THE TASK:
Identify the lines containing the word "index". Copy each one.

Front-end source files
'''
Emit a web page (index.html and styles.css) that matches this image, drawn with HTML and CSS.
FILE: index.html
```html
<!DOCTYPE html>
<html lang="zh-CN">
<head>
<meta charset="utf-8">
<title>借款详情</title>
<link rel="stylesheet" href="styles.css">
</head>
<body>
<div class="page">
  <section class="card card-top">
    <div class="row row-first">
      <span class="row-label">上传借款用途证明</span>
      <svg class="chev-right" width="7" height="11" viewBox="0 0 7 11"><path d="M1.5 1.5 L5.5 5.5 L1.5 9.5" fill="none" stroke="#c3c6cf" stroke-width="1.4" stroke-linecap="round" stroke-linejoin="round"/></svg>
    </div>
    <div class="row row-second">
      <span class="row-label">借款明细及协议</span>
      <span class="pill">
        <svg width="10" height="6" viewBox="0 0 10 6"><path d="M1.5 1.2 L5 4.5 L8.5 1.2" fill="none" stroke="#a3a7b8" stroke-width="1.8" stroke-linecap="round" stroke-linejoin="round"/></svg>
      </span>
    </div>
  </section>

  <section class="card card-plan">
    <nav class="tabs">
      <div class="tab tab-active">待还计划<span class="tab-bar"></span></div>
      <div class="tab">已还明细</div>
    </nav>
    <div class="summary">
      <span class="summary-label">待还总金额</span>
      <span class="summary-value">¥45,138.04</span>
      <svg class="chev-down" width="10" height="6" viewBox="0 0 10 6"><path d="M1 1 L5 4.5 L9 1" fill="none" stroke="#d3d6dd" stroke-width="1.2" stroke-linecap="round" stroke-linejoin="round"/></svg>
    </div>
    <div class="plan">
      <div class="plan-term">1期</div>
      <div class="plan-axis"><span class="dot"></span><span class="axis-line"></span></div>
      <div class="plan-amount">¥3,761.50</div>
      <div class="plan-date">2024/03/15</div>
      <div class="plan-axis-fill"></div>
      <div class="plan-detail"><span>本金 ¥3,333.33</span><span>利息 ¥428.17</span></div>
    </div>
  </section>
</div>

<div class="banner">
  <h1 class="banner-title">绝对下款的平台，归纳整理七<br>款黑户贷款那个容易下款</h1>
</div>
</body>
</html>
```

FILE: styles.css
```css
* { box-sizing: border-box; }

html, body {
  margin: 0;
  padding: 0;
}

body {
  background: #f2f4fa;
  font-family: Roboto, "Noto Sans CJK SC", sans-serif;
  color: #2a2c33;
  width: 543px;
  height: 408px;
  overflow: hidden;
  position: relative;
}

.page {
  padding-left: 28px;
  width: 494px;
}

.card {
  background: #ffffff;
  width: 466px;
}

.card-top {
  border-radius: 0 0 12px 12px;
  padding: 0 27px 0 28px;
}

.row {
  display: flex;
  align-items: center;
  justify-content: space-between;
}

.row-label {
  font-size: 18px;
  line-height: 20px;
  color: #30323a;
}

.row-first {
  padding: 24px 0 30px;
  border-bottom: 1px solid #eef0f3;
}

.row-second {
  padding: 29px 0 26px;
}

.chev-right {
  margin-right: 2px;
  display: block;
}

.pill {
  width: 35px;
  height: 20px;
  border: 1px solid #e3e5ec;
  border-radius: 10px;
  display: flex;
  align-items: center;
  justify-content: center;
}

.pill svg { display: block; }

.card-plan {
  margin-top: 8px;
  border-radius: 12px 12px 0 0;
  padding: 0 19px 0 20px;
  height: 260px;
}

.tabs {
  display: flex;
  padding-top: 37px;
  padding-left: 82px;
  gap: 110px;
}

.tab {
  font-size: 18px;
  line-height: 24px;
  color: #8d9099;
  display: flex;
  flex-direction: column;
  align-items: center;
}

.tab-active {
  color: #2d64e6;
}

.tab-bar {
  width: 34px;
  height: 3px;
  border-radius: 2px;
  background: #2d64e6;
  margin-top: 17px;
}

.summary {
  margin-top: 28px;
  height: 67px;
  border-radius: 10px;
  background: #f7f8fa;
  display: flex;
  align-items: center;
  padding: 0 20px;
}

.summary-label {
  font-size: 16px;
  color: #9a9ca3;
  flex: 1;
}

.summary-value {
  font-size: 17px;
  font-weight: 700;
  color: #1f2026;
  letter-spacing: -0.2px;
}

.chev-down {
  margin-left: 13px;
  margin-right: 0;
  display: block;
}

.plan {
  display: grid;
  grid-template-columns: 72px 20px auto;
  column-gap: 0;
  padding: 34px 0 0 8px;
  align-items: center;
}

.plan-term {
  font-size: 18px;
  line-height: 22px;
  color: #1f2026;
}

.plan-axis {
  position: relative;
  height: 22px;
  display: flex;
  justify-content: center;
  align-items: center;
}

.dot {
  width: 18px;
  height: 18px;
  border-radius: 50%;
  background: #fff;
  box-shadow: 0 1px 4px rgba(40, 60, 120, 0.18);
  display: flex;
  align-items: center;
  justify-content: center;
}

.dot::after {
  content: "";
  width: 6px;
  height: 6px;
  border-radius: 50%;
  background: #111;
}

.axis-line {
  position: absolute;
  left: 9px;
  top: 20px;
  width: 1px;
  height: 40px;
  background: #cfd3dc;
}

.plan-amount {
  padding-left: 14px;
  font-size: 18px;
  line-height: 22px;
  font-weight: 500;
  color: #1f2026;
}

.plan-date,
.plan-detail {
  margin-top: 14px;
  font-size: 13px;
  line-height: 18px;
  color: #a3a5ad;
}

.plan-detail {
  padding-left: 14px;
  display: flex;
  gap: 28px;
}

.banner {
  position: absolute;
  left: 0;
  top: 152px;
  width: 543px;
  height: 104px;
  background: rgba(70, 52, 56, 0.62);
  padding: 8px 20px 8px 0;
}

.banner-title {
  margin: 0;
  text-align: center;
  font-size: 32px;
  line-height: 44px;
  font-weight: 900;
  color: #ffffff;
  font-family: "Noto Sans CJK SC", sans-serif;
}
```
'''
'''
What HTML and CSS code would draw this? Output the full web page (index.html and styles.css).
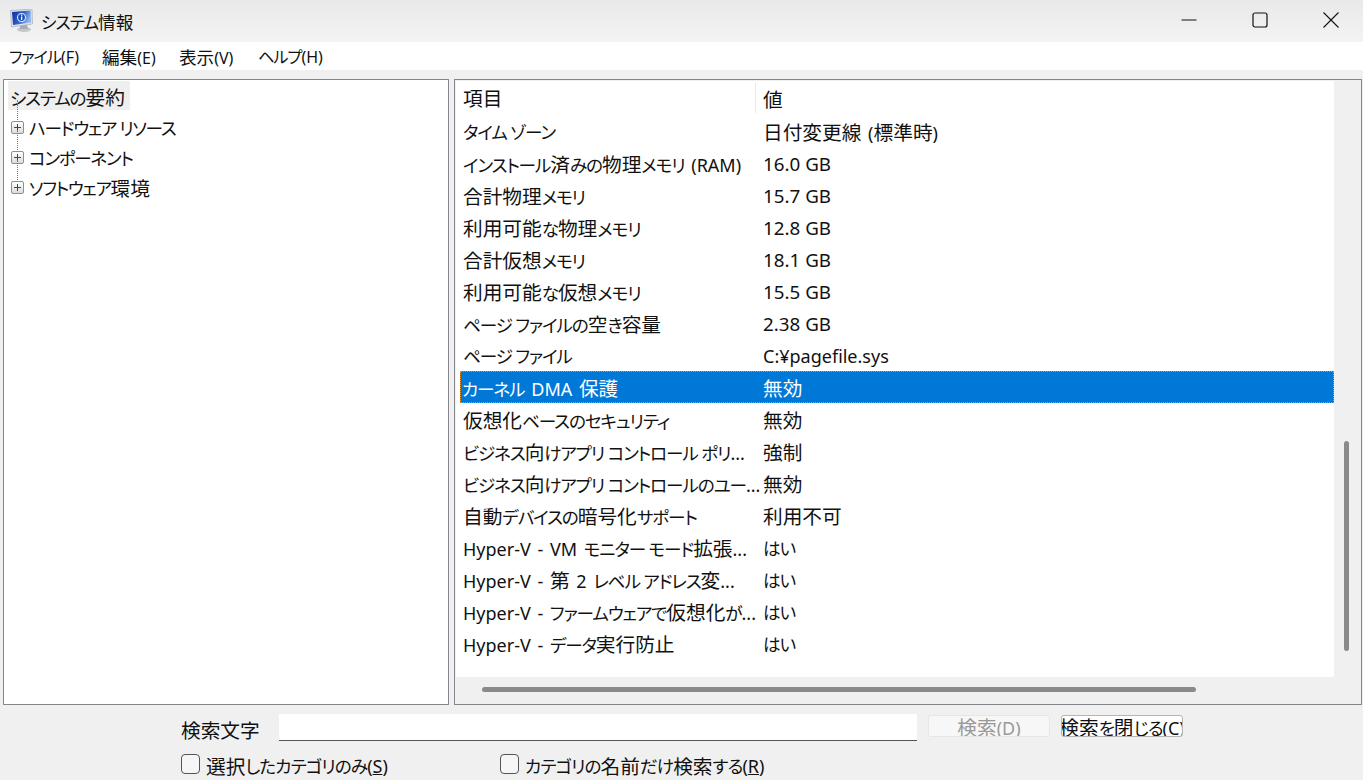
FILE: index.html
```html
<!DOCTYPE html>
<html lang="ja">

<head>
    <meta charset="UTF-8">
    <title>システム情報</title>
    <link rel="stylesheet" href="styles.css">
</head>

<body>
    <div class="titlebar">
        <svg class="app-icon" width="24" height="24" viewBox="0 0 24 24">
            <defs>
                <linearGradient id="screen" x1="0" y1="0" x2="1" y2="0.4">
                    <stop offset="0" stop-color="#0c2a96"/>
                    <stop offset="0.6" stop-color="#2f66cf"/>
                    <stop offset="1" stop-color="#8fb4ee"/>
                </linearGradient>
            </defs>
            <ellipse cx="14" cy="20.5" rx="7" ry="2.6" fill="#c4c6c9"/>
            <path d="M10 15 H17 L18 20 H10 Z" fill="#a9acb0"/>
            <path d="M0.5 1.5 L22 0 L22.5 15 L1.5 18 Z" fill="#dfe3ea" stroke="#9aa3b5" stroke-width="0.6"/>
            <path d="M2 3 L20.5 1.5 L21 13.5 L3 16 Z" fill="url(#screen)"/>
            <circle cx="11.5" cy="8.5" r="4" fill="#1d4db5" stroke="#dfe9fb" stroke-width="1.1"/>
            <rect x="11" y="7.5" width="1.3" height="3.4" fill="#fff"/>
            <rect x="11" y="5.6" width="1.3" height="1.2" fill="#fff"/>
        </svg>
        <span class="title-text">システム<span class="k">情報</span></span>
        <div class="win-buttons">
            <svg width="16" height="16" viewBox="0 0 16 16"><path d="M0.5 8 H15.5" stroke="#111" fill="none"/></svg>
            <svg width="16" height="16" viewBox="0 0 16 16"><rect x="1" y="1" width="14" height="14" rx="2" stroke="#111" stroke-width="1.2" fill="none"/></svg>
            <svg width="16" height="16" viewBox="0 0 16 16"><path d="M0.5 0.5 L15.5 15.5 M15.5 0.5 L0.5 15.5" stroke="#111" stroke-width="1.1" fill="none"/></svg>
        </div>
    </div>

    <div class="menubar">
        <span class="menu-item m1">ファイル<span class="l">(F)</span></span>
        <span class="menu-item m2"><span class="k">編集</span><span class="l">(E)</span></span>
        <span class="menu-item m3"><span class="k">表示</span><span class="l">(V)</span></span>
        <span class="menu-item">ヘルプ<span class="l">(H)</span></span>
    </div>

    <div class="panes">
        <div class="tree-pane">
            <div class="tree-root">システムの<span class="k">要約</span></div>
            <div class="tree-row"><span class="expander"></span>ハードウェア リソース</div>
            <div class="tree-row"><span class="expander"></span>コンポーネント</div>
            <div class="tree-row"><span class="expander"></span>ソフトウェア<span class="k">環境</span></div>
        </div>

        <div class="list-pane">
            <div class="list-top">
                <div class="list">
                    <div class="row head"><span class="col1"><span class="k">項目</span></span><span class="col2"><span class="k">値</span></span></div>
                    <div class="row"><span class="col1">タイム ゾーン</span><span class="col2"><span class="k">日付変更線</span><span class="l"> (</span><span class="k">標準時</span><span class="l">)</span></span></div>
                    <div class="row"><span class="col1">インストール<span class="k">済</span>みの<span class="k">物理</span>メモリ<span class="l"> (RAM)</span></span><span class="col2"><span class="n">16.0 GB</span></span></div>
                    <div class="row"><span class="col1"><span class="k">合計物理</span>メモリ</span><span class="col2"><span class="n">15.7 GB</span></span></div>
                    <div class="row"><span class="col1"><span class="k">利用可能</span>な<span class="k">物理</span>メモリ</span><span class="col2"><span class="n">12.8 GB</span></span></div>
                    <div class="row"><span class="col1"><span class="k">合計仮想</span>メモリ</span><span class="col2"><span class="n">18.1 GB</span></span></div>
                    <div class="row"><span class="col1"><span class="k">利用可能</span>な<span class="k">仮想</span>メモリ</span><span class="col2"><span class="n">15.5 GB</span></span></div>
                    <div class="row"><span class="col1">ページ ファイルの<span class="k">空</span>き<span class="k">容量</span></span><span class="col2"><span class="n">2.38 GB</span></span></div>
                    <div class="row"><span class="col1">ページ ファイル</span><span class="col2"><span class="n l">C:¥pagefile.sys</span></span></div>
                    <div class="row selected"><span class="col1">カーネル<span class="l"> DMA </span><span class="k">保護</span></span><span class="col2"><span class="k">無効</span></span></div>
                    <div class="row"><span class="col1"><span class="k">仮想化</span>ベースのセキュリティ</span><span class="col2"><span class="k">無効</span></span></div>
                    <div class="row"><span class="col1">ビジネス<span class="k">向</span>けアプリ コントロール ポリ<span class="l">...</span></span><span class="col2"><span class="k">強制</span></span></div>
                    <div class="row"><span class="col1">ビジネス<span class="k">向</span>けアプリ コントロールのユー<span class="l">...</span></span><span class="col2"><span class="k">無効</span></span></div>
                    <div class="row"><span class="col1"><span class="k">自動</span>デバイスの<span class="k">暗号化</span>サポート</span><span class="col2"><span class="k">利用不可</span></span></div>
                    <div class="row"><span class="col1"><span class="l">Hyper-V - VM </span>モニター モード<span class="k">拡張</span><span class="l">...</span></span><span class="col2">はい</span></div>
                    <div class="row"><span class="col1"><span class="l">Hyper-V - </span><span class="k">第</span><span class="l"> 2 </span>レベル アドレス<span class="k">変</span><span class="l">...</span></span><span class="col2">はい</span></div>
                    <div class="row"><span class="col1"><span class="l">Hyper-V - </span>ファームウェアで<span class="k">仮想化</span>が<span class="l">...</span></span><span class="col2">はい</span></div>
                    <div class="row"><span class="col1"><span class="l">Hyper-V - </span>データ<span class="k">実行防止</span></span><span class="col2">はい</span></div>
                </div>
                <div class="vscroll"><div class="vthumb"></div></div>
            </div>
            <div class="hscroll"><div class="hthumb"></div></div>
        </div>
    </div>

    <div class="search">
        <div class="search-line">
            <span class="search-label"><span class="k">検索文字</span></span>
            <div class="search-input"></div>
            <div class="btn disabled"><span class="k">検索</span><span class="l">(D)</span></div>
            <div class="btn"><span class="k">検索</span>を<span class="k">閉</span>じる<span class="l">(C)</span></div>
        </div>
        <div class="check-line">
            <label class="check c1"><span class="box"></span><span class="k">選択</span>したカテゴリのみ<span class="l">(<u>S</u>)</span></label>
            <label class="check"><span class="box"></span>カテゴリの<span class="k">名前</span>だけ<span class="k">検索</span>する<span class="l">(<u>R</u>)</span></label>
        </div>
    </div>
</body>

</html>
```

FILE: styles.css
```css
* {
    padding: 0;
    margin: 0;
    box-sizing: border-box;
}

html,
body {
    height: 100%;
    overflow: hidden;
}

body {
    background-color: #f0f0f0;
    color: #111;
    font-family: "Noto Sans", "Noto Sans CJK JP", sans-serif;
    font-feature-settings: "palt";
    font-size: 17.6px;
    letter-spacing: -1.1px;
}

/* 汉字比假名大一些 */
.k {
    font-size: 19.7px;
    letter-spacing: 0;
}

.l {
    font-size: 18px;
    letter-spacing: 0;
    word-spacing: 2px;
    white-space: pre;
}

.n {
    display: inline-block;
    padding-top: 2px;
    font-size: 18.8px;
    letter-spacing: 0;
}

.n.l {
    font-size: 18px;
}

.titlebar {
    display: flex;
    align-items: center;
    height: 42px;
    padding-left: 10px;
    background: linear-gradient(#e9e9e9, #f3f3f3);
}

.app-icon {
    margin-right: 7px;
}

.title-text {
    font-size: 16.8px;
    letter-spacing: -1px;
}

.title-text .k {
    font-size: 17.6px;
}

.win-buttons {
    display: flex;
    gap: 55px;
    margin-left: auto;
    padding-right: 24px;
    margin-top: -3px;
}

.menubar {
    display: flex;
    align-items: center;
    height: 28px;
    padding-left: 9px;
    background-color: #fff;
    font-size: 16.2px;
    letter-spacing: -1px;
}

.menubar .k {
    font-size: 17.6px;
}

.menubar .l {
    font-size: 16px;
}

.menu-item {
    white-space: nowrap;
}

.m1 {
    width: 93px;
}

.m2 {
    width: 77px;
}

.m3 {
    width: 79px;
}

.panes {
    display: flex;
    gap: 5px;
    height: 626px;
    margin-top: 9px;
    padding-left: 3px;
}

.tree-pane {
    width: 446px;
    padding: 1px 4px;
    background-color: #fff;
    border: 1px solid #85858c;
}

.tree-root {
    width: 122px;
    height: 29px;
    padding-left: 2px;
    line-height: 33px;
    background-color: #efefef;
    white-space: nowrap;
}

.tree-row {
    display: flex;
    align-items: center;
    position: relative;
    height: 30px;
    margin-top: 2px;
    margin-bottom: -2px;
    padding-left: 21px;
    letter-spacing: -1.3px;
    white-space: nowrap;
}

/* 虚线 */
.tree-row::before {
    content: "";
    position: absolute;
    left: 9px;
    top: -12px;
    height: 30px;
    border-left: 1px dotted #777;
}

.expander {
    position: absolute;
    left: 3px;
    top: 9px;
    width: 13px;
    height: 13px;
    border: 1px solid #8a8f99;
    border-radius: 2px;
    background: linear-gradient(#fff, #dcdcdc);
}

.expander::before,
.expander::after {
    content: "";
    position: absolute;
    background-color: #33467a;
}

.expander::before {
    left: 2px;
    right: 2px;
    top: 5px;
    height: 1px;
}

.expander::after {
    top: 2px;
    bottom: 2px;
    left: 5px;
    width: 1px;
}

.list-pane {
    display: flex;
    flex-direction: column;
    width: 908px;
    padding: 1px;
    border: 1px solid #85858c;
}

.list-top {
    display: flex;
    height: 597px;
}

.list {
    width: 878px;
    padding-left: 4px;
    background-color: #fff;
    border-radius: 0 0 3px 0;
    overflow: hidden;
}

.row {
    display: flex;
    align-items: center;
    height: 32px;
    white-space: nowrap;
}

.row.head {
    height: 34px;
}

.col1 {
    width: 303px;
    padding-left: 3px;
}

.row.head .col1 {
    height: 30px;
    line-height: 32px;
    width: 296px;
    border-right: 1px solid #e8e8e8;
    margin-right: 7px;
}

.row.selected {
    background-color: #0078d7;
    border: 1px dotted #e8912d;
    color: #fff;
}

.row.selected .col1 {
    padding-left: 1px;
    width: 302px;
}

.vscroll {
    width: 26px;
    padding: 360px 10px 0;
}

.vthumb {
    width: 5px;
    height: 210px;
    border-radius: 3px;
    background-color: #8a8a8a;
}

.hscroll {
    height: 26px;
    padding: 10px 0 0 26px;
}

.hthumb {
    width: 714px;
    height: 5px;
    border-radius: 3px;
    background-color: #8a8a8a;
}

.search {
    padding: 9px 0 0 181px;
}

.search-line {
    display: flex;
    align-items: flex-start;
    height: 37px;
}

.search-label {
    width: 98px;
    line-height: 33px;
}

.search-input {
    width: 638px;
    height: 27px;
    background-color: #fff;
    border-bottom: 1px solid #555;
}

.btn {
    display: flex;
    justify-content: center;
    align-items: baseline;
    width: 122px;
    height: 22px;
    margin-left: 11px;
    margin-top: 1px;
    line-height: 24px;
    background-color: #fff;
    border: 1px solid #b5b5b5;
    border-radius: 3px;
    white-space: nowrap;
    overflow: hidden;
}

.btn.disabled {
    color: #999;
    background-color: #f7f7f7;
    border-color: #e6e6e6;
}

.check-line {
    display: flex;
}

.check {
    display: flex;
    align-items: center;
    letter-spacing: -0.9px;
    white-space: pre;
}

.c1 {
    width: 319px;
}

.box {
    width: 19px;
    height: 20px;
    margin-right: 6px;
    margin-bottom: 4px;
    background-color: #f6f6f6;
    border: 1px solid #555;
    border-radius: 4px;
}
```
'''
SOLUTION TO THE PROBLEM:
Emit a web page (index.html and styles.css) that matches this image, drawn with HTML and CSS.
FILE: index.html
What HTML and CSS code would draw this? Output the full web page (index.html and styles.css).
FILE: index.html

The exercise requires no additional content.